WHAT IS ASKED »
Repeat the listing that follows, character for character, minus the pictures.

-- START --

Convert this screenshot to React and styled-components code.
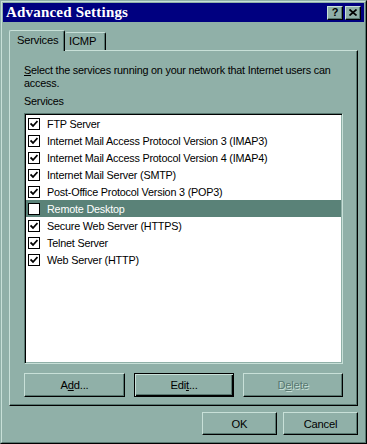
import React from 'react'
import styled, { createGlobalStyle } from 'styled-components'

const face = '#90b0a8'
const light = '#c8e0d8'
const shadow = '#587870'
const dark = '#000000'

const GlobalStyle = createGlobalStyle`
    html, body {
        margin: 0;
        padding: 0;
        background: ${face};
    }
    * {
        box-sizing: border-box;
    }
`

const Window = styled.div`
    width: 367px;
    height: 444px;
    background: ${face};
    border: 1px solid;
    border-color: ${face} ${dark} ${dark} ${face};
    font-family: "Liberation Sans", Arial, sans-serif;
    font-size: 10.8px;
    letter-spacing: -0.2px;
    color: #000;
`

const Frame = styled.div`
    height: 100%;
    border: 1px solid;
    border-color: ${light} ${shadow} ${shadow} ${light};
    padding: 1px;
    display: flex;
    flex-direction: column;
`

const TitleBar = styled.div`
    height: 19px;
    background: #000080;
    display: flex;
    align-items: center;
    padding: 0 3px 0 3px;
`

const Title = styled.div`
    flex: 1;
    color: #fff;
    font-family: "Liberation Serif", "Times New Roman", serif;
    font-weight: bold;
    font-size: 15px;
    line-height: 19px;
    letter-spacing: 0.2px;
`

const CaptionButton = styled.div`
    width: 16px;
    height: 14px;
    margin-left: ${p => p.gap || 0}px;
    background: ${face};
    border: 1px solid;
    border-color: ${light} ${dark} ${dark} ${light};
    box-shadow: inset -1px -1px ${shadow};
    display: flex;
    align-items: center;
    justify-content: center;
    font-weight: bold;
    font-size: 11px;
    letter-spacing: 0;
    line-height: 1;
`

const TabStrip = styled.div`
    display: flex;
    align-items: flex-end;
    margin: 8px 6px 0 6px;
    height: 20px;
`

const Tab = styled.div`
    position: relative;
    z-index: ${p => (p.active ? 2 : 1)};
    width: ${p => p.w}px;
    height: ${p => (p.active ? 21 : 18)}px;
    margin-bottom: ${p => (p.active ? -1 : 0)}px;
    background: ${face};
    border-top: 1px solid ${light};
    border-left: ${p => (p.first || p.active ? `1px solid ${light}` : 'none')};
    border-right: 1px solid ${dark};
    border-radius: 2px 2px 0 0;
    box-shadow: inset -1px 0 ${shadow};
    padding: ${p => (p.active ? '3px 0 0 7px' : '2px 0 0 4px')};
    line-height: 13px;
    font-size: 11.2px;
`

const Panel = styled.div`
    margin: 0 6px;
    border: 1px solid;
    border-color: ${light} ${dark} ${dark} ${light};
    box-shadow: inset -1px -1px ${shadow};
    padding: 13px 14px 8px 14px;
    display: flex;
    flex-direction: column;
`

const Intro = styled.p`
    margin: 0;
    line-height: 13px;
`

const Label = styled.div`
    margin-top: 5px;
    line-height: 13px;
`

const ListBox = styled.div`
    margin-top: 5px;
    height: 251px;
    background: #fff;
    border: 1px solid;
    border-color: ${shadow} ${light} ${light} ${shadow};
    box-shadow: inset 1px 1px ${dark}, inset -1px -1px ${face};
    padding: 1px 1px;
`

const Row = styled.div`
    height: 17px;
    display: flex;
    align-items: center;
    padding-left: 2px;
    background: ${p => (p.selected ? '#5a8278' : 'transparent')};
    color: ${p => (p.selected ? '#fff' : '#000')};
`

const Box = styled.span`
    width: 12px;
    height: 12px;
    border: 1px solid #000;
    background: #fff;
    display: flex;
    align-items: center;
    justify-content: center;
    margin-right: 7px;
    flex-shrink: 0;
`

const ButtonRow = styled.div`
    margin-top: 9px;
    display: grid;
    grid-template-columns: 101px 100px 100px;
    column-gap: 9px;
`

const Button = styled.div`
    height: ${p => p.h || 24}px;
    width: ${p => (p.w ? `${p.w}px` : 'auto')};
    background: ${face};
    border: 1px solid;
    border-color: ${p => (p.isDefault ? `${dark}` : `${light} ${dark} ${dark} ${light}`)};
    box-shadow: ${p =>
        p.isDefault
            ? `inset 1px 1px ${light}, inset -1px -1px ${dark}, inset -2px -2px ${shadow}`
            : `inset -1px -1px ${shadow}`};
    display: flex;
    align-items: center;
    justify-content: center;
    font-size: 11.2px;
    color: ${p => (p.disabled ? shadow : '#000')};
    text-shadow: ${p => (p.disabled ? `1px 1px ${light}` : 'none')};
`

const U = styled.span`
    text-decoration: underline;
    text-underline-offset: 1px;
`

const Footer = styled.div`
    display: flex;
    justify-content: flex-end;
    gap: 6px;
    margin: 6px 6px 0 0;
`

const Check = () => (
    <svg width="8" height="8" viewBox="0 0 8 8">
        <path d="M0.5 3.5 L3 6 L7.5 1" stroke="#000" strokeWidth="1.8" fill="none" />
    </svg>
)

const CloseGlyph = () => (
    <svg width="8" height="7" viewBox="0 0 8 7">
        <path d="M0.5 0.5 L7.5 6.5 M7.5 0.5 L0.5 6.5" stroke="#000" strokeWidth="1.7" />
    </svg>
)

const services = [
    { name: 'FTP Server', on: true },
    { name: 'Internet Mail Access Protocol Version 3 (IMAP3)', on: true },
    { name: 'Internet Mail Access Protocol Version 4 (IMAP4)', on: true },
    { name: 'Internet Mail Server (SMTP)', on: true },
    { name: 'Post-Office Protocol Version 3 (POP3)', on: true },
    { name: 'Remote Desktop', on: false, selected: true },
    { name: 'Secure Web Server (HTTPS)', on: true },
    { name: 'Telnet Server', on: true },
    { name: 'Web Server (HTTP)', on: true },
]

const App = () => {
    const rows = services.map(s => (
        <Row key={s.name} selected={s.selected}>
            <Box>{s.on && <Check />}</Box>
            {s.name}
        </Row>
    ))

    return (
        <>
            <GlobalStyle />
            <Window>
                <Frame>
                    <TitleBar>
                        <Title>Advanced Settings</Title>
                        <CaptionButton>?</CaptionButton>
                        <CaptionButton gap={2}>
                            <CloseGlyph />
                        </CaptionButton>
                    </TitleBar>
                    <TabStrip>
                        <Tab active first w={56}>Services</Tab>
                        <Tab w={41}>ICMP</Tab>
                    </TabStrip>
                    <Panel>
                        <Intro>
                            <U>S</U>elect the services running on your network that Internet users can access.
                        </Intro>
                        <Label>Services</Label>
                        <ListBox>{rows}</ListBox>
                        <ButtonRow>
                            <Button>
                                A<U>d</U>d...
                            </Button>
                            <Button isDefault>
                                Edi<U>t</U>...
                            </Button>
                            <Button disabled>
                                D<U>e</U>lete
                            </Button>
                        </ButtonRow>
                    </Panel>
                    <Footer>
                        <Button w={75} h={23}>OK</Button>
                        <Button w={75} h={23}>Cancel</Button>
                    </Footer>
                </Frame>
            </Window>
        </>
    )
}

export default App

-- END --

REPLY TO THE TASK »
Convert this screenshot to React and styled-components code.
import React from 'react'
import styled, { createGlobalStyle } from 'styled-components'

const face = '#90b0a8'
const light = '#c8e0d8'
const shadow = '#587870'
const dark = '#000000'

const GlobalStyle = createGlobalStyle`
    html, body {
        margin: 0;
        padding: 0;
        background: ${face};
    }
    * {
        box-sizing: border-box;
    }
`

const Window = styled.div`
    width: 367px;
    height: 444px;
    background: ${face};
    border: 1px solid;
    border-color: ${face} ${dark} ${dark} ${face};
    font-family: "Liberation Sans", Arial, sans-serif;
    font-size: 10.8px;
    letter-spacing: -0.2px;
    color: #000;
`

const Frame = styled.div`
    height: 100%;
    border: 1px solid;
    border-color: ${light} ${shadow} ${shadow} ${light};
    padding: 1px;
    display: flex;
    flex-direction: column;
`

const TitleBar = styled.div`
    height: 19px;
    background: #000080;
    display: flex;
    align-items: center;
    padding: 0 3px 0 3px;
`

const Title = styled.div`
    flex: 1;
    color: #fff;
    font-family: "Liberation Serif", "Times New Roman", serif;
    font-weight: bold;
    font-size: 15px;
    line-height: 19px;
    letter-spacing: 0.2px;
`

const CaptionButton = styled.div`
    width: 16px;
    height: 14px;
    margin-left: ${p => p.gap || 0}px;
    background: ${face};
    border: 1px solid;
    border-color: ${light} ${dark} ${dark} ${light};
    box-shadow: inset -1px -1px ${shadow};
    display: flex;
    align-items: center;
    justify-content: center;
    font-weight: bold;
    font-size: 11px;
    letter-spacing: 0;
    line-height: 1;
`

const TabStrip = styled.div`
    display: flex;
    align-items: flex-end;
    margin: 8px 6px 0 6px;
    height: 20px;
`

const Tab = styled.div`
    position: relative;
    z-index: ${p => (p.active ? 2 : 1)};
    width: ${p => p.w}px;
    height: ${p => (p.active ? 21 : 18)}px;
    margin-bottom: ${p => (p.active ? -1 : 0)}px;
    background: ${face};
    border-top: 1px solid ${light};
    border-left: ${p => (p.first || p.active ? `1px solid ${light}` : 'none')};
    border-right: 1px solid ${dark};
    border-radius: 2px 2px 0 0;
    box-shadow: inset -1px 0 ${shadow};
    padding: ${p => (p.active ? '3px 0 0 7px' : '2px 0 0 4px')};
    line-height: 13px;
    font-size: 11.2px;
`

const Panel = styled.div`
    margin: 0 6px;
    border: 1px solid;
    border-color: ${light} ${dark} ${dark} ${light};
    box-shadow: inset -1px -1px ${shadow};
    padding: 13px 14px 8px 14px;
    display: flex;
    flex-direction: column;
`

const Intro = styled.p`
    margin: 0;
    line-height: 13px;
`

const Label = styled.div`
    margin-top: 5px;
    line-height: 13px;
`

const ListBox = styled.div`
    margin-top: 5px;
    height: 251px;
    background: #fff;
    border: 1px solid;
    border-color: ${shadow} ${light} ${light} ${shadow};
    box-shadow: inset 1px 1px ${dark}, inset -1px -1px ${face};
    padding: 1px 1px;
`

const Row = styled.div`
    height: 17px;
    display: flex;
    align-items: center;
    padding-left: 2px;
    background: ${p => (p.selected ? '#5a8278' : 'transparent')};
    color: ${p => (p.selected ? '#fff' : '#000')};
`

const Box = styled.span`
    width: 12px;
    height: 12px;
    border: 1px solid #000;
    background: #fff;
    display: flex;
    align-items: center;
    justify-content: center;
    margin-right: 7px;
    flex-shrink: 0;
`

const ButtonRow = styled.div`
    margin-top: 9px;
    display: grid;
    grid-template-columns: 101px 100px 100px;
    column-gap: 9px;
`

const Button = styled.div`
    height: ${p => p.h || 24}px;
    width: ${p => (p.w ? `${p.w}px` : 'auto')};
    background: ${face};
    border: 1px solid;
    border-color: ${p => (p.isDefault ? `${dark}` : `${light} ${dark} ${dark} ${light}`)};
    box-shadow: ${p =>
        p.isDefault
            ? `inset 1px 1px ${light}, inset -1px -1px ${dark}, inset -2px -2px ${shadow}`
            : `inset -1px -1px ${shadow}`};
    display: flex;
    align-items: center;
    justify-content: center;
    font-size: 11.2px;
    color: ${p => (p.disabled ? shadow : '#000')};
    text-shadow: ${p => (p.disabled ? `1px 1px ${light}` : 'none')};
`

const U = styled.span`
    text-decoration: underline;
    text-underline-offset: 1px;
`

const Footer = styled.div`
    display: flex;
    justify-content: flex-end;
    gap: 6px;
    margin: 6px 6px 0 0;
`

const Check = () => (
    <svg width="8" height="8" viewBox="0 0 8 8">
        <path d="M0.5 3.5 L3 6 L7.5 1" stroke="#000" strokeWidth="1.8" fill="none" />
    </svg>
)

const CloseGlyph = () => (
    <svg width="8" height="7" viewBox="0 0 8 7">
        <path d="M0.5 0.5 L7.5 6.5 M7.5 0.5 L0.5 6.5" stroke="#000" strokeWidth="1.7" />
    </svg>
)

const services = [
    { name: 'FTP Server', on: true },
    { name: 'Internet Mail Access Protocol Version 3 (IMAP3)', on: true },
    { name: 'Internet Mail Access Protocol Version 4 (IMAP4)', on: true },
    { name: 'Internet Mail Server (SMTP)', on: true },
    { name: 'Post-Office Protocol Version 3 (POP3)', on: true },
    { name: 'Remote Desktop', on: false, selected: true },
    { name: 'Secure Web Server (HTTPS)', on: true },
    { name: 'Telnet Server', on: true },
    { name: 'Web Server (HTTP)', on: true },
]

const App = () => {
    const rows = services.map(s => (
        <Row key={s.name} selected={s.selected}>
            <Box>{s.on && <Check />}</Box>
            {s.name}
        </Row>
    ))

    return (
        <>
            <GlobalStyle />
            <Window>
                <Frame>
                    <TitleBar>
                        <Title>Advanced Settings</Title>
                        <CaptionButton>?</CaptionButton>
                        <CaptionButton gap={2}>
                            <CloseGlyph />
                        </CaptionButton>
                    </TitleBar>
                    <TabStrip>
                        <Tab active first w={56}>Services</Tab>
                        <Tab w={41}>ICMP</Tab>
                    </TabStrip>
                    <Panel>
                        <Intro>
                            <U>S</U>elect the services running on your network that Internet users can access.
                        </Intro>
                        <Label>Services</Label>
                        <ListBox>{rows}</ListBox>
                        <ButtonRow>
                            <Button>
                                A<U>d</U>d...
                            </Button>
                            <Button isDefault>
                                Edi<U>t</U>...
                            </Button>
                            <Button disabled>
                                D<U>e</U>lete
                            </Button>
                        </ButtonRow>
                    </Panel>
                    <Footer>
                        <Button w={75} h={23}>OK</Button>
                        <Button w={75} h={23}>Cancel</Button>
                    </Footer>
                </Frame>
            </Window>
        </>
    )
}

export default App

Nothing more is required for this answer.